Scan the records below. List lines holding "this".

Code that builds pages:
>>>>
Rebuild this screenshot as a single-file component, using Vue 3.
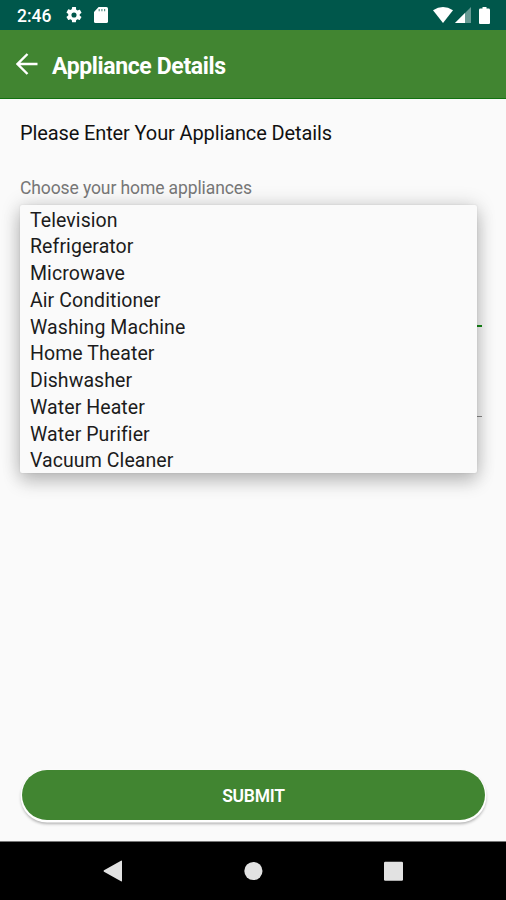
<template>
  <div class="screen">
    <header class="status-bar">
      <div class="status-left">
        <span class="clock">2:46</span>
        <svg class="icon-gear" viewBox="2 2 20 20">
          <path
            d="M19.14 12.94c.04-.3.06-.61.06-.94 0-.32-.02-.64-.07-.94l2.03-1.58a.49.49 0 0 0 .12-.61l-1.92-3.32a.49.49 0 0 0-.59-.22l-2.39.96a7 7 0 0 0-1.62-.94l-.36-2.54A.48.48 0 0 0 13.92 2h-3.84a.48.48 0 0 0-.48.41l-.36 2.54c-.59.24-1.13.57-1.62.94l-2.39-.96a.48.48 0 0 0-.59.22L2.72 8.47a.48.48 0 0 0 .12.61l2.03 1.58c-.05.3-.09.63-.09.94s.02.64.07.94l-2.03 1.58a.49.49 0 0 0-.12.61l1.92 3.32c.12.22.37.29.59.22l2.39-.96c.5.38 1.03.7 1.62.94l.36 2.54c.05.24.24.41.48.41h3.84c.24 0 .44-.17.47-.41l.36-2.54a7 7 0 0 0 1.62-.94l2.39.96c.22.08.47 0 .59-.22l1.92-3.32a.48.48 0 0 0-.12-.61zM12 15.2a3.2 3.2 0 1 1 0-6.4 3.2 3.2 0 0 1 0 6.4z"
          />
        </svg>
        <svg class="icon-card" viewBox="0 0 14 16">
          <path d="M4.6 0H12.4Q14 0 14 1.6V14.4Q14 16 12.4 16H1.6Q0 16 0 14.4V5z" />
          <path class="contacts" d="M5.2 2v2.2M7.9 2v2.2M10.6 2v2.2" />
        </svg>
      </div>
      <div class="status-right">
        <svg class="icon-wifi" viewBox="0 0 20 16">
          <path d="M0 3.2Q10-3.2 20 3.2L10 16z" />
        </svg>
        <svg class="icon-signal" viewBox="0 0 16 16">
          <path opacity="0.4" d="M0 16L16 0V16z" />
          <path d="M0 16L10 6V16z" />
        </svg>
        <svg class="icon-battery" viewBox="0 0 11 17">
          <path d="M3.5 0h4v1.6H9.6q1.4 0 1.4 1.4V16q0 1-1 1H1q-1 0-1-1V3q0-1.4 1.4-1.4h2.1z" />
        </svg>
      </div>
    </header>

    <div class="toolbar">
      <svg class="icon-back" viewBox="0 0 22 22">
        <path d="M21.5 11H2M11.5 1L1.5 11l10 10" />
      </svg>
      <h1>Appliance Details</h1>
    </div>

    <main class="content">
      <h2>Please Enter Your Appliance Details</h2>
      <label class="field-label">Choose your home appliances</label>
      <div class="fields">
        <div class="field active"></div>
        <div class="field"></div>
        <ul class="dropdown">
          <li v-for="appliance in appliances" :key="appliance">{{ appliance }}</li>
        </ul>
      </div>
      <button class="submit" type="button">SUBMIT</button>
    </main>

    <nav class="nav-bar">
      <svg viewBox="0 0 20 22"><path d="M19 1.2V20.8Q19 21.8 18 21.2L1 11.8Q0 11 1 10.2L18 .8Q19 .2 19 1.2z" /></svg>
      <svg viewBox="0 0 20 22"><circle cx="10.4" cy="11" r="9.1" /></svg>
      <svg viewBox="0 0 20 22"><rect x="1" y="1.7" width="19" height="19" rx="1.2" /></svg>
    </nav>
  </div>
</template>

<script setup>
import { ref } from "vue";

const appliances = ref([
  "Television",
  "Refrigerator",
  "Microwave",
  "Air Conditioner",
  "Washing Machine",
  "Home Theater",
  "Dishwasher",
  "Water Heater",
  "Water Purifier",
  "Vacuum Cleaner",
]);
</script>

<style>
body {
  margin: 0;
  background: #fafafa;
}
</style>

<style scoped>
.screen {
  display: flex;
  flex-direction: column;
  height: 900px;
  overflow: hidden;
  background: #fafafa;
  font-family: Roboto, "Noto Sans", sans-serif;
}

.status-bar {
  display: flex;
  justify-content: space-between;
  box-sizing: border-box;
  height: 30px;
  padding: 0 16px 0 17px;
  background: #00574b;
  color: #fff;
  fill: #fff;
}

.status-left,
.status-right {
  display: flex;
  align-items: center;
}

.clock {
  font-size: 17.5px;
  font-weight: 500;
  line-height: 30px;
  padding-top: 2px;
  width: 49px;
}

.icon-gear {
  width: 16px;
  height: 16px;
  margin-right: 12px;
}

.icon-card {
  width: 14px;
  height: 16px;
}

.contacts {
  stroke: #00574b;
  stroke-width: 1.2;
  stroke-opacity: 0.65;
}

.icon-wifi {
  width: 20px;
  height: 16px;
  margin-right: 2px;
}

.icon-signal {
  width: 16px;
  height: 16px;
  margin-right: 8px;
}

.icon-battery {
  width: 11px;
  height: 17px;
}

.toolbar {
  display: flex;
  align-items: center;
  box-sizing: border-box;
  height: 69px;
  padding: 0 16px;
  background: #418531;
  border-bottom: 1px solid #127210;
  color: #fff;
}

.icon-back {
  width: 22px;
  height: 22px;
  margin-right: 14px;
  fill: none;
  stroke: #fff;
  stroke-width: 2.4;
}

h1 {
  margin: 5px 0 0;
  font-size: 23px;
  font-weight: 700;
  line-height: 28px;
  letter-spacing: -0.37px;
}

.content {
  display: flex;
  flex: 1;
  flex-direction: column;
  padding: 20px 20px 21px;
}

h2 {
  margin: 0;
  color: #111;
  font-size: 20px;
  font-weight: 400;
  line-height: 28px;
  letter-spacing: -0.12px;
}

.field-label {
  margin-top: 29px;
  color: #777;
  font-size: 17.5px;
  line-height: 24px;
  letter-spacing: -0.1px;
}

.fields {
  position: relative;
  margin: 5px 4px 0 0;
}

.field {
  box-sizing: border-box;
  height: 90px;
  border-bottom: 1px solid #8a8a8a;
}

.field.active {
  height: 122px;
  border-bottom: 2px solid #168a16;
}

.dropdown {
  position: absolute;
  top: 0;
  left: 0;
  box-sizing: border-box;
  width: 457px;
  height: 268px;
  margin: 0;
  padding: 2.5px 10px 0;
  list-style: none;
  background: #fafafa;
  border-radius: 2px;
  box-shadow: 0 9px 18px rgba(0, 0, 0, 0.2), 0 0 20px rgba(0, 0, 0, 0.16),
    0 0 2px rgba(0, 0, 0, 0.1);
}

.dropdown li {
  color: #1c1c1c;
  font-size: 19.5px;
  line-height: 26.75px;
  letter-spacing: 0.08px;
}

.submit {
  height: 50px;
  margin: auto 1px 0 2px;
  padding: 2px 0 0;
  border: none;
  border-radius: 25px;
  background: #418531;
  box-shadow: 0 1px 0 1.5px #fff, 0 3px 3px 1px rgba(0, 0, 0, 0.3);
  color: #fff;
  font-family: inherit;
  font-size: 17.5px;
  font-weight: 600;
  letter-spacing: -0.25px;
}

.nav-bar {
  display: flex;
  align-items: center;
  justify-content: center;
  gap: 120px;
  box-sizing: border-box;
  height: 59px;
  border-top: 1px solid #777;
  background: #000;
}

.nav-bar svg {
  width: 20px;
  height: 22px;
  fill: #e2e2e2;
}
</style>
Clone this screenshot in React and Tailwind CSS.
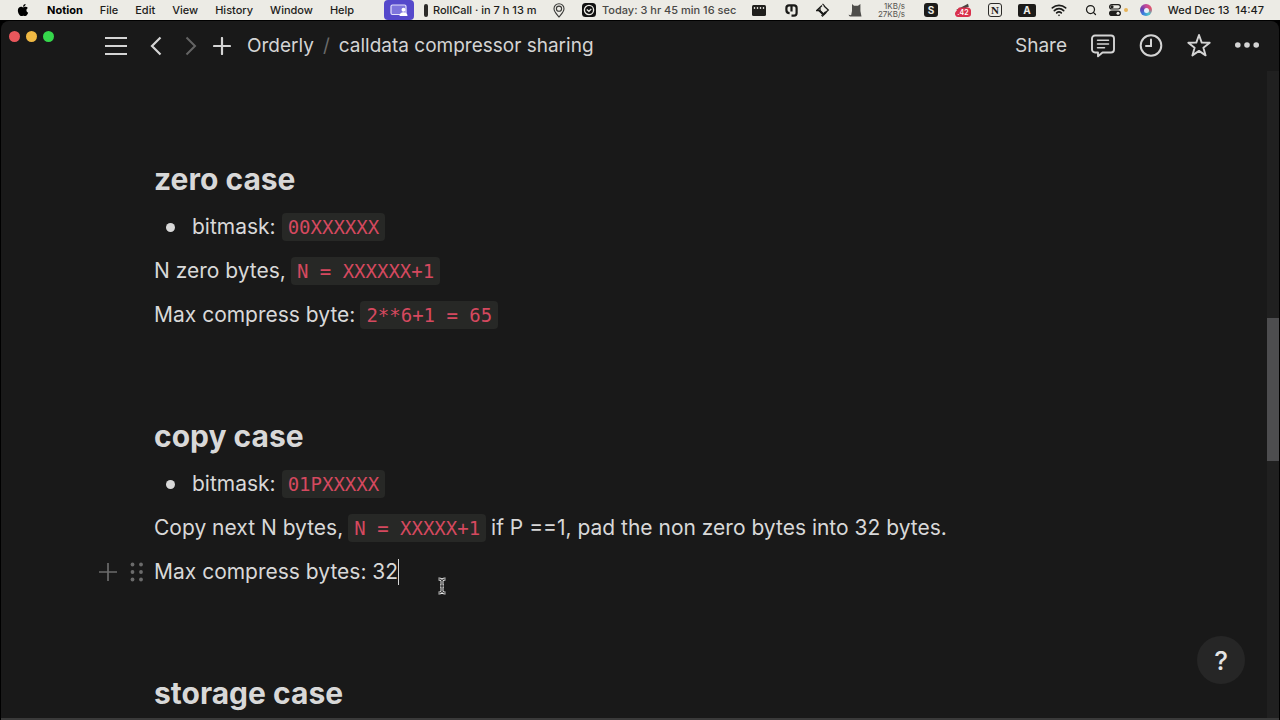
<<<<
## [Expected answer]
Rebuild this screenshot as a single-file component, using Vue 3.
Clone this screenshot in React and Tailwind CSS.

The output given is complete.